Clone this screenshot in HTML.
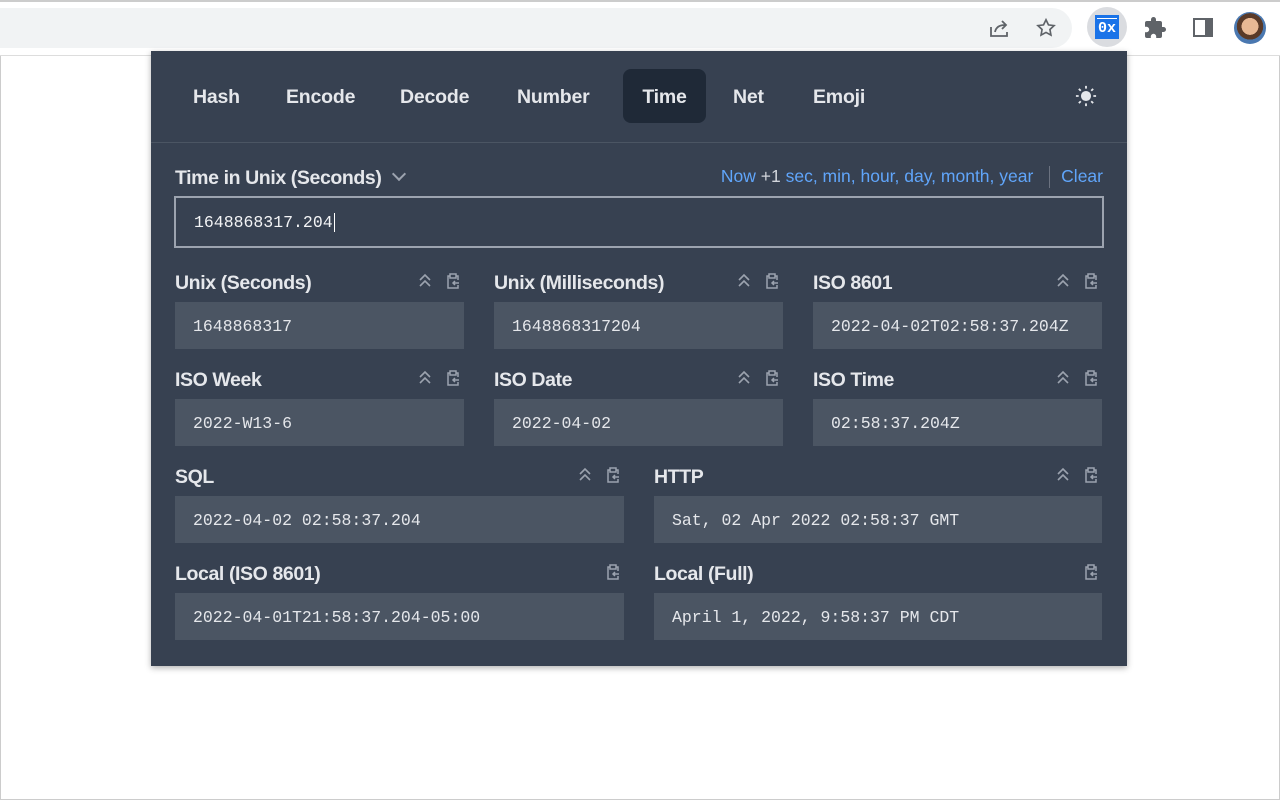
--
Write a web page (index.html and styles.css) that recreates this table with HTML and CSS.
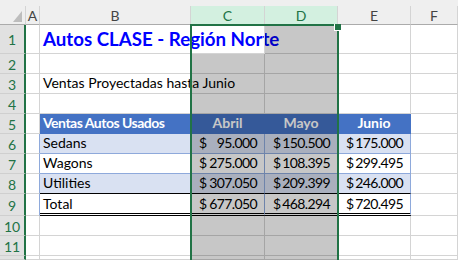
---
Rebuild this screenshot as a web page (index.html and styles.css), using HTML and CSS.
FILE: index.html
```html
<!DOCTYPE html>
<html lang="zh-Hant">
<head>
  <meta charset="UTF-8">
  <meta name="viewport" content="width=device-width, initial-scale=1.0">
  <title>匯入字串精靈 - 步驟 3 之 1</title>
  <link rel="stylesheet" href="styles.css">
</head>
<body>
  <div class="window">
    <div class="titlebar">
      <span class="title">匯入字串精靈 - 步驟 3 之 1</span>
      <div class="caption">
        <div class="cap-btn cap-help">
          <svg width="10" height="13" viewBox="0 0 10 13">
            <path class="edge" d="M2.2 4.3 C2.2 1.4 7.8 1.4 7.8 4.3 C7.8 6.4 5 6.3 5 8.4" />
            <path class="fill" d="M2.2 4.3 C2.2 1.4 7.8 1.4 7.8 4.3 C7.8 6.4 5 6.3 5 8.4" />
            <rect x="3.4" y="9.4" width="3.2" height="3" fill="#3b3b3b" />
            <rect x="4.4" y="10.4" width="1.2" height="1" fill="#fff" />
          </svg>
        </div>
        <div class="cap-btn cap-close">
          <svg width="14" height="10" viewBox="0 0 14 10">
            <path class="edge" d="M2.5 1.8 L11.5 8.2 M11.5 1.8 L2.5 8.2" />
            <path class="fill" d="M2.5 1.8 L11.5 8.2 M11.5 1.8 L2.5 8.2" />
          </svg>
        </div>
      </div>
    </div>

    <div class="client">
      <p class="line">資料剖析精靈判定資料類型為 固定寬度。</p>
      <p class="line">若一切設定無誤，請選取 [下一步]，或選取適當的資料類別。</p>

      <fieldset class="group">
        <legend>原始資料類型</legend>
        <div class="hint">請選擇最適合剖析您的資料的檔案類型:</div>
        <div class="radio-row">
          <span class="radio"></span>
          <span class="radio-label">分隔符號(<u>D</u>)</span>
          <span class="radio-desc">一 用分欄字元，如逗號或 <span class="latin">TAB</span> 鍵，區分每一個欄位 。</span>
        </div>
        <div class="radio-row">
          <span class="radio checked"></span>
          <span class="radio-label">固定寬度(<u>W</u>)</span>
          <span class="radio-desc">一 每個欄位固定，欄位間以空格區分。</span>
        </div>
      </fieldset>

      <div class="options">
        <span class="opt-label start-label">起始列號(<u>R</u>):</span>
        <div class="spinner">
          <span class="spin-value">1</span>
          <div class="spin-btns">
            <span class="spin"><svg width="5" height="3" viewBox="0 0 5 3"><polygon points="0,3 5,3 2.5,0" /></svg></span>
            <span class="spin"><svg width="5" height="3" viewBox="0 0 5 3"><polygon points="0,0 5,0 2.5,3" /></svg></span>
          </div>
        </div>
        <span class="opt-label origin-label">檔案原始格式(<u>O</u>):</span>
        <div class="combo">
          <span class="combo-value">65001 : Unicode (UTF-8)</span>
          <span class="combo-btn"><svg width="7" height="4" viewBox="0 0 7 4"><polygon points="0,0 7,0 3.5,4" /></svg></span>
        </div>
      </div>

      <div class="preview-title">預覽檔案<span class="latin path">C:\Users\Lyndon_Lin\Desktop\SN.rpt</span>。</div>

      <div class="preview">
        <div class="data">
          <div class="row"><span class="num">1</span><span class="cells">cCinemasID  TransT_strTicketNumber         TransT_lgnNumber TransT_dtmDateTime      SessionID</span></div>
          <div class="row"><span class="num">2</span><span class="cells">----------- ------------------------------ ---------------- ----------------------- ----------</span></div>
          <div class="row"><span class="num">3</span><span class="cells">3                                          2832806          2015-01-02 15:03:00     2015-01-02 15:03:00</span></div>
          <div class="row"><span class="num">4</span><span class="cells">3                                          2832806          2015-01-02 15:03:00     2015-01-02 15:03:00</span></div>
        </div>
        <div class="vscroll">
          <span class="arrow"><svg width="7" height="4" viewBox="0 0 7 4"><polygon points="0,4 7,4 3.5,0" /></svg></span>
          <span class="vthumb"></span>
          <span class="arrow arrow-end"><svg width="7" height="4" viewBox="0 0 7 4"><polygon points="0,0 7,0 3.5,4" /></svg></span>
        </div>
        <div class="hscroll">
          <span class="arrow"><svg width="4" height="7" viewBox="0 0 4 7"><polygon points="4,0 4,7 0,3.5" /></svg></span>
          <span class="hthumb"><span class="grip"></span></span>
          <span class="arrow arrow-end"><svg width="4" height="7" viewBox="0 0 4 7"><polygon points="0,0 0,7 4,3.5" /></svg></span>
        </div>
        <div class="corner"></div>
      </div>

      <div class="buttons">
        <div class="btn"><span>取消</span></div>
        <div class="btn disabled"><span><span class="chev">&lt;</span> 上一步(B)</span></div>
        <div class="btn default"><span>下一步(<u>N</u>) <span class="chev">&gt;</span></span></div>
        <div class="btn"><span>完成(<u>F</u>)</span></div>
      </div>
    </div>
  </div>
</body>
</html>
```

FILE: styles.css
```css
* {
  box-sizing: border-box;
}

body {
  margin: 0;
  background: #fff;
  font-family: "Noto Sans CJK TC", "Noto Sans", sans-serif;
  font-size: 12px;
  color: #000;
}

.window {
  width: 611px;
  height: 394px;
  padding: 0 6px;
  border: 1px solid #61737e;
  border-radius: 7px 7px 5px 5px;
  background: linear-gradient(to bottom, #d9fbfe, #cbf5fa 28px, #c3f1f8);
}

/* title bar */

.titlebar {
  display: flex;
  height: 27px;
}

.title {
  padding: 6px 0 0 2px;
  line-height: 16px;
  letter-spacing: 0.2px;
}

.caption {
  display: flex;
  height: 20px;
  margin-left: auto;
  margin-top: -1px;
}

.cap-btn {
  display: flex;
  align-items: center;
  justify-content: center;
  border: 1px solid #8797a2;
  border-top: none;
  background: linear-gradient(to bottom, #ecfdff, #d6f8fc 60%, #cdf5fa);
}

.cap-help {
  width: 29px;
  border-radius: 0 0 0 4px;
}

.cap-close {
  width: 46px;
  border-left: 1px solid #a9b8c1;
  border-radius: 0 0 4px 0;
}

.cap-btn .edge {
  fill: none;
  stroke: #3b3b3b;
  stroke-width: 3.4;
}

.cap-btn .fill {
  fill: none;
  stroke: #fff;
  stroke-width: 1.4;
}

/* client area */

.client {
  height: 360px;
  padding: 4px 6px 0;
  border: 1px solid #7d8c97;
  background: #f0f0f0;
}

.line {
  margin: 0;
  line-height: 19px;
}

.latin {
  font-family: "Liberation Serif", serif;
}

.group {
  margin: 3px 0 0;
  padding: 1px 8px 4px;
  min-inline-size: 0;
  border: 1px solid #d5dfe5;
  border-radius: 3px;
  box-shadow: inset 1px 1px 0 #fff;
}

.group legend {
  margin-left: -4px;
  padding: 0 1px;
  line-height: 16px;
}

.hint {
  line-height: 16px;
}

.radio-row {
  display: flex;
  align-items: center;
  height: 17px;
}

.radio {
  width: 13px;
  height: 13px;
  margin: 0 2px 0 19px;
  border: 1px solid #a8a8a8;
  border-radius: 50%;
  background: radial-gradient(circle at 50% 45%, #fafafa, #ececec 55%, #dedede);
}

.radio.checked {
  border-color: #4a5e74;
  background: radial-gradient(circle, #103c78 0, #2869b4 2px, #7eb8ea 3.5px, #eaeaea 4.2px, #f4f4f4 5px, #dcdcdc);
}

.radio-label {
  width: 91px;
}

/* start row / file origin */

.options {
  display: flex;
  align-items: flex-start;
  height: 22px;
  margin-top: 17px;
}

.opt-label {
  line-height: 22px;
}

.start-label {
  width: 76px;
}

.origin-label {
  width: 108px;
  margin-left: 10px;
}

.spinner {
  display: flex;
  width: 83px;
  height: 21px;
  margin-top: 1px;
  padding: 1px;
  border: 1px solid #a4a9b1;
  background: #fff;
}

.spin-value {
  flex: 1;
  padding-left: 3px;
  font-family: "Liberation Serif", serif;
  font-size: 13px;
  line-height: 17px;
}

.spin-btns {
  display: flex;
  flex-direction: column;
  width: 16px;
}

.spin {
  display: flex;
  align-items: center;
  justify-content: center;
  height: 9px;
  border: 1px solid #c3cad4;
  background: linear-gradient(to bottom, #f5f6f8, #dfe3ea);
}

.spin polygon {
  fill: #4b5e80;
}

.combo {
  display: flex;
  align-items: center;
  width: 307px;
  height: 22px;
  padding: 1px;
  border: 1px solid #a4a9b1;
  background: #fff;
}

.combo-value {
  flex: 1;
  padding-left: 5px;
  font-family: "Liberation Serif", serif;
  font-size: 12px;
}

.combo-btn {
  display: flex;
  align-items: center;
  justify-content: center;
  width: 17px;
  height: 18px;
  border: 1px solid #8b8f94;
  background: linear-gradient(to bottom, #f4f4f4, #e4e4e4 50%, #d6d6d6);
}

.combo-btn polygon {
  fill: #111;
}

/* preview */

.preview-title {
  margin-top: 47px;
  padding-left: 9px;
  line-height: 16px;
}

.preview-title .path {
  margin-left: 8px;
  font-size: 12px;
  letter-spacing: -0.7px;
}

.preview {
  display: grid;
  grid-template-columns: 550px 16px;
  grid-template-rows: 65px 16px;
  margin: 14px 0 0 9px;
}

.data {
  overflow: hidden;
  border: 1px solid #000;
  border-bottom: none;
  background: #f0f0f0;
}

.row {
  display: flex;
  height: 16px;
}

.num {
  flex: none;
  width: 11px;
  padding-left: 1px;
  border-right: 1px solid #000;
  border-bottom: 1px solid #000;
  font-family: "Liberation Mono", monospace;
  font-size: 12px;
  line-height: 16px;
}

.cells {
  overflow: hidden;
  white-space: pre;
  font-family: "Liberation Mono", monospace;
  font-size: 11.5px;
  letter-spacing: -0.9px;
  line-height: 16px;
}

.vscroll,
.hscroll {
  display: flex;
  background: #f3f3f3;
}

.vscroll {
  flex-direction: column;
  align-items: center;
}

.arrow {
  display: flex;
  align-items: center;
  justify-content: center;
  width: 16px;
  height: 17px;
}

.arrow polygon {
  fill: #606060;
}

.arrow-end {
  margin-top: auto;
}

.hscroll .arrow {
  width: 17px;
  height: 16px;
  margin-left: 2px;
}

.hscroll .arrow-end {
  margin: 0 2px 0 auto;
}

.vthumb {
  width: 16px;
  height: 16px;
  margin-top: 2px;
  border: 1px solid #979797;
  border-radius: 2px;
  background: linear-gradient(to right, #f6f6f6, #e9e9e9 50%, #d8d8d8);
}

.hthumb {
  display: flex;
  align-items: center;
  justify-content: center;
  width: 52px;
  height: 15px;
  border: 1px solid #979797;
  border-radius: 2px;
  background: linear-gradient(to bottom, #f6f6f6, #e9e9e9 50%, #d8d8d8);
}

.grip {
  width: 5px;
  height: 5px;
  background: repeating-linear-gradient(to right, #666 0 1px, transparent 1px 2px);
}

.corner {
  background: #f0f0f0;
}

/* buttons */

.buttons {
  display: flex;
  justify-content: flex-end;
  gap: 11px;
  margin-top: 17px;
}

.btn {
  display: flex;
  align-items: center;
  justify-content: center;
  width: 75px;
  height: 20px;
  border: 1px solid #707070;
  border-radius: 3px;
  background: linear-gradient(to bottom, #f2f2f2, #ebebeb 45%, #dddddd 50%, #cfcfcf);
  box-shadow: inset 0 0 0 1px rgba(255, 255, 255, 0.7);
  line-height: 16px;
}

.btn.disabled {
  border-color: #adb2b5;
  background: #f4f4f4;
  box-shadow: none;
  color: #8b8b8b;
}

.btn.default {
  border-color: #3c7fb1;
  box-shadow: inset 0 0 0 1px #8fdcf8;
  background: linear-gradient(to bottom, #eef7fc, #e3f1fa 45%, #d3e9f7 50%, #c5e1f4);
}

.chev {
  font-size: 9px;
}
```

**INSTRUCTION:** Pull every line containing the word "page" out of the material and copy it.

**RESULT:**
Write a web page (index.html and styles.css) that recreates this table with HTML and CSS.
Rebuild this screenshot as a web page (index.html and styles.css), using HTML and CSS.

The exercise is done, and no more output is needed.